I am going to guess you scaled like this:
svm-scale -l -1 -u 1 train.txt
svm-scale -l -1 -u 1 test.txt
This is wrong! The scaling tool in LIBSVM internally computes coefficients based on the minimum and maximum per feature. Clearly these may differ between data sets (the larger, the less likely the difference will be substantial).
To ensure you use a single set of coefficients, use the following commands:
svm-scale -l -1 -u 1 -s coefs.txt train.txt
svm-scale -r coefs.txt test.txt
This saves the coefficients computed based on the training set and reuses them to scale the test set. This way they are compatible.
Hyperparameters and choice of kernel
When using SVM (any formulation), it is important to use optimal values of the hyperparameters. You used the sigmoid kernel (why?), which has the following kernel function:
$$\kappa(\mathbf{x}_i,\mathbf{x}_j) = \tanh(\gamma \mathbf{x}_i^T\mathbf{x}_j + c_0)^{d}$$
This is quite a complex kernel functions with 3 tuning parameters (that is a lot). It is known to cause numerical issues. I suggest considering the RBF kernel instead, which has one tuning parameter and no numerical problems.

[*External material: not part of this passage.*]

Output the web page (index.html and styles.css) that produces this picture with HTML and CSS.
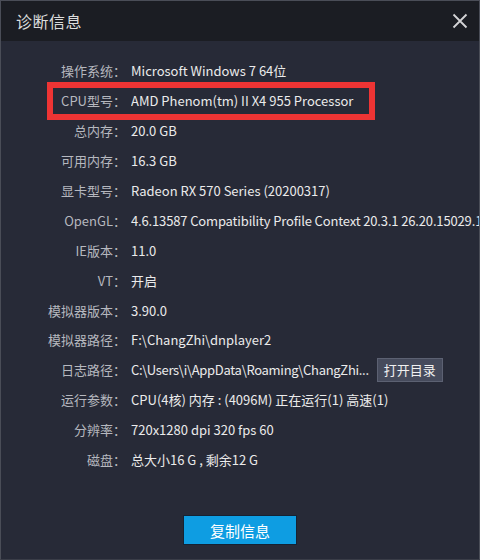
FILE: index.html
```html
<!DOCTYPE html>
<html lang="zh-CN">
<head>
    <meta charset="UTF-8">
    <meta name="viewport" content="width=device-width, initial-scale=1.0">
    <title>诊断信息</title>
    <link rel="stylesheet" href="styles.css">
</head>
<body>

    <div class="dialog">
        <div class="title-bar">
            <span class="title">诊断信息</span>
            <button type="button" class="close-btn" aria-label="关闭">
                <svg width="16" height="16" viewBox="0 0 16 16">
                    <path d="M1.5 1.5 L14.5 14.5 M14.5 1.5 L1.5 14.5" stroke="#d4d4d6" stroke-width="1.8" fill="none"/>
                </svg>
            </button>
        </div>

        <div class="info-list">
            <div class="row"><span class="label">操作系统：</span><span class="value">Microsoft Windows 7 64位</span></div>
            <div class="row marked"><span class="label">CPU型号：</span><span class="value">AMD Phenom(tm) II X4 955 Processor</span></div>
            <div class="row"><span class="label">总内存：</span><span class="value">20.0 GB</span></div>
            <div class="row"><span class="label">可用内存：</span><span class="value">16.3 GB</span></div>
            <div class="row"><span class="label">显卡型号：</span><span class="value">Radeon RX 570 Series (20200317)</span></div>
            <div class="row"><span class="label">OpenGL：</span><span class="value tight">4.6.13587 Compatibility Profile Context 20.3.1 26.20.15029.15</span></div>
            <div class="row"><span class="label">IE版本：</span><span class="value">11.0</span></div>
            <div class="row"><span class="label">VT：</span><span class="value">开启</span></div>
            <div class="row"><span class="label">模拟器版本：</span><span class="value">3.90.0</span></div>
            <div class="row"><span class="label">模拟器路径：</span><span class="value">F:\ChangZhi\dnplayer2</span></div>
            <div class="row">
                <span class="label">日志路径：</span>
                <span class="value with-action">
                    <span class="path">C:\Users\i\AppData\Roaming\ChangZhi...</span>
                    <button type="button" class="open-btn">打开目录</button>
                </span>
            </div>
            <div class="row"><span class="label">运行参数：</span><span class="value">CPU(4核) 内存 : (4096M) 正在运行(1) 高速(1)</span></div>
            <div class="row"><span class="label">分辨率：</span><span class="value">720x1280 dpi 320 fps 60</span></div>
            <div class="row"><span class="label">磁盘：</span><span class="value">总大小16 G , 剩余12 G</span></div>
        </div>

        <div class="footer">
            <button type="button" class="copy-btn">复制信息</button>
        </div>
    </div>

</body>
</html>
```

FILE: styles.css
```css
body {
    margin: 0;
    background: #272a37;
    font-family: "Noto Sans CJK SC", "Noto Sans", sans-serif;
}

.dialog {
    width: 480px;
    height: 560px;
    box-sizing: border-box;
    border: 1px solid #4a4d57;
    border-bottom-color: #3a3d48;
    background: #272a37;
    display: flex;
    flex-direction: column;
    overflow: hidden;
}

/* Title bar */
.title-bar {
    height: 40px;
    background: #1b1d23;
    display: flex;
    align-items: center;
    justify-content: space-between;
    padding: 0 11px 0 15px;
    flex-shrink: 0;
}

.title {
    font-size: 16px;
    color: #dcdcdc;
    letter-spacing: 0.5px;
}

.close-btn {
    background: none;
    border: none;
    padding: 0;
    width: 16px;
    height: 16px;
    cursor: pointer;
    display: flex;
}

/* Info rows */
.info-list {
    padding-top: 15px;
    font-size: 13px;
}

.row {
    display: grid;
    grid-template-columns: 125px 1fr;
    column-gap: 5px;
    align-items: center;
    height: 29.9px;
    position: relative;
}

.label {
    text-align: right;
    color: #b6b8bf;
    white-space: nowrap;
}

.value {
    color: #ebebeb;
    white-space: nowrap;
    overflow: hidden;
}

.value.tight {
    letter-spacing: -0.15px;
}

.with-action {
    display: flex;
    align-items: center;
    gap: 8px;
}

.path {
    letter-spacing: -0.3px;
}

.row.marked::after {
    content: "";
    position: absolute;
    left: 46px;
    top: -4px;
    width: 316px;
    height: 26px;
    border: 6px solid #ee3434;
    pointer-events: none;
}

.open-btn {
    font-family: inherit;
    font-size: 13px;
    color: #f0f0f0;
    background: #464b5c;
    border: 1px solid #5c6172;
    height: 24px;
    padding: 0 6px;
    cursor: pointer;
}

/* Footer */
.footer {
    margin-top: auto;
    padding-bottom: 14px;
    display: flex;
    justify-content: center;
}

.copy-btn {
    width: 114px;
    height: 30px;
    background: #0e9de2;
    border: 1px solid #152233;
    color: #ffffff;
    font-family: inherit;
    font-size: 15px;
    cursor: pointer;
}
```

Since you have used one-class SVM with a sigmoid kernel, you have 4 parameters ($\nu$, $\gamma$, $c_0$ and $d$). Tuning all of these is going to be a hassle and will most definitely cause an overfit because your data sets are tiny. Yet another reason to get rid of the sigmoid kernel.
Best Answer
One class SVM are hard!!
1) First, in general, one class SVM is a unsupervised learning technique. So there is no correct answer, like there is no correct answer for the number of clusters in k-means. Like for k-means, there may be some metric that evaluates the quality of the solution but they are all heuristic and therefore there are many of them (http://scikit-learn.org/stable/modules/clustering.html#clustering-performance-evaluation lists some of the cluster metrics implemented in sklearn). But unfortunately I do not know any quality metrics for 1-class. Hopefully someone in CV can answer that.
Nor can you use cross validation to select the hyperparameter because again you have no correct solution to measure some form of accuracy.
So unfortunately you have to set some possible values of the nu hyperparmeter and verify if the solution "makes sense" to your problem. As far as I know there is no simpler heuristics to solve this problem.
Of course, if you have the correct class for the data, that is, you know which data is normal and which is not-normal, them you can use cross validation to select the hyperparameters. In this case, your problem is really a classification problem, and you are using a 1-class as a classifier. Almost always this is not a good idea - if you have a classification problem use a classification algorithm not an unsupervised algorithm!!
2) I do not think a Linear Kernel 1-class makes a lot of sense. What 1-cass does is to find at most nu of your data to be considered as non-normal - let us call it the positive class, and the rest will be the negative class. And solve the usual SVM optimization to find the location of the separating hyperplane. In the linear kernel, the hyperplane will be a plane - that is an odd sentence! So what you get at the end is that half of the space will be called negative (the normal) and the other half positive.
Usually what one wants is to create some curved closed surface that contains the negative, and all of the "outside" will be positive. The normal data is contained in the curved closed surface (or surfaces). This can only be accomplished with a non-linear kernel - certainly the RBF kernel will do it (I dont know about the polynomial kernel).
But using a RBF kernel increases your problem because now you have two hyperparameters nu and gamma and no way to select them.
3) There is a technique called SVDD (support vector data description) that tries to create hypersheres around your negative data (which can be deformed by using kernles) but at least on the linear case, you only have one hyperparameter - the nu - but your negative space will be contained inside the sphere, and not be a half -space as in the case of the 1-class linear SVM. I have never used SVDD - I no experience in it.
And that is why 1-class SVM are hard. Sorry not much help there.